How about a ban on all long-only commodity funds (LOCFs) and commodity ETFs instead? I believe such a bill supporting the liquidation of these funds could knock a dollar a gallon off the price at the pumps practically overnight.

For the past ten years, but particularly in the last five, Wall Street has created and sold commodity index funds, ETFs, hedge funds and online trading to compel investors into buying oil as if it were a stock or a bond, even though oil is anything but. They've had incredible success: Since 2003, index investment into commodities, overwhelmingly directed at oil, has grown from virtually zero to now top $350 billion dollars. ETFs have increased by $50 billion in the last year alone and commodity hedge funds, as well as individuals investing in oil, have ballooned similarly.

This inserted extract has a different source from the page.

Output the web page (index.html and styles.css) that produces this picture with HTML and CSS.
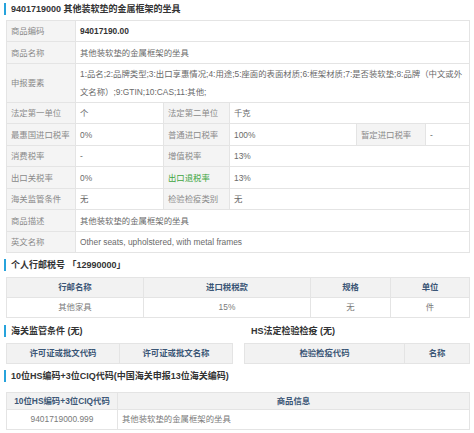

But oil is not like a stock. Commodity markets require equal amounts of sellers to match the number of buyers, and this one-sided appetite to own oil has had one overwhelming effect: driving prices through the roof.

And who's paying for it? It's not just the consumer who suffers from the wagering taking place with oil. More than 50% of the businesses listed on the New York Stock Exchange have energy as their primary input cost. For businesses both small and large, hyped energy prices threaten our tenuous recovery by stifling new hiring and growth. The high costs of imported oil only serve to fill Middle Eastern sovereign wealth funds with U.S. capital. A recent shocking report from Morgan Stanley puts the total "oil bill" of current crude prices at $2.4 trillion dollars or 3.7% of the total GDP of oil importing countries.

For Wall Street, this is just collateral damage. They continue to fight for these new instruments and new markets for the same reasons they created and traded sub-prime mortgage securities and credit default swaps: Wall Street, and particularly the major investment banks, are terrific at trading off of and posting huge profits from these money flows.

What can be done to stop this? What's clear is that oil is just too important a resource -- to every aspect of our lives -- to be subject to the same financial manipulations as other investment assets like stocks and bonds. Besides just the costs for gas and heat, energy is the main component cost for processing foods and drugs, plastics and aluminum - just about everything we depend upon.

A quick way to promote fairer prices would be a direct ban on commodity indexes and ETFs that use futures and swaps. Not one dollar invested in any of these instruments could be mistaken for a "hedge" -- they're all just bets. Our priorities should be clear and non-partisan: the right to bet on oil prices should be less important than the right of consumers and businesses to a fair and honest price. So far, however, this measure to try and control some of the money flowing into oil is not even being discussed.

And it's not a change that anyone should expect any time soon. Wall Street influence in Washington is powerfully strong. Rolling back the clock on financial "innovations" that benefit traders is an uphill battle. Without further action, however, higher oil prices become a self-fulfilling prophecy: rising prices inspire more money to bet on rising prices. As early as this summer, we could be looking at $5 a gallon gas.